- Melzem Teichett Location in Mauritania
- Coordinates: 16°34′00″N 12°48′32″W﻿ / ﻿16.5666°N 12.8090°W
- Country: Mauritania

Population (2023)
- • Total: 9,483
- Time zone: UTC±00:00 (GMT)

= Melzem Teichett =

Melzem Teichett (ملزم تيشط) is a village and rural commune, in the Monguel Department of the Gorgol Region of Mauritania.

==History==
Melzem Teichet was established as a commune by the ordinance of October 20, 1987, which created the communes of Mauritania.

==Geography==
The commune of Melzem Teichet is situated in the north of the Gorgol Region and has an area of 464 km2.

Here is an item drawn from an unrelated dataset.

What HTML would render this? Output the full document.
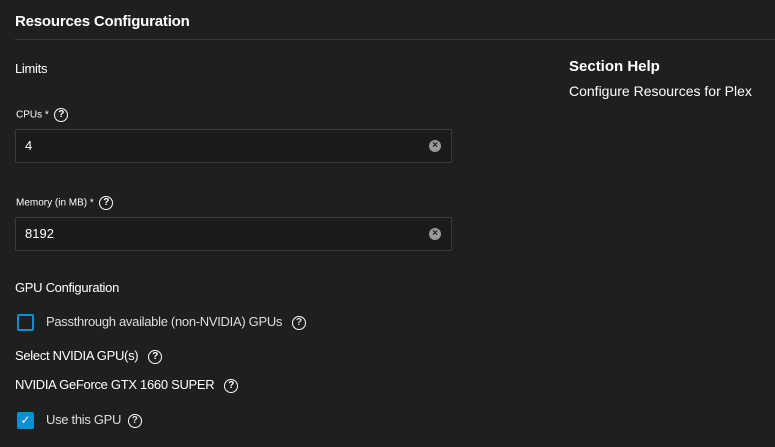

It is bordered to the east by the communes of R'Dheidhi and El Ghabra, to the south by the commune of Azgueilem Tiyab, and to the west by the communes of Bakhel and Mal.

==Demographics==

At the time of the 2023 General Census of Population and Housing (RGPH), the commune of Melzem Teichet had a population of 9483 people.

==Economy==
Agriculture is central to the economy of Melzem Teichet, as it is for almost all communes in the region. However, this economy is fragile, facing obstacles to development such as climatic conditions and farmers' lack of resources. To address these challenges, the state and various NGOs fund projects aimed at improving the inhabitants' living conditions.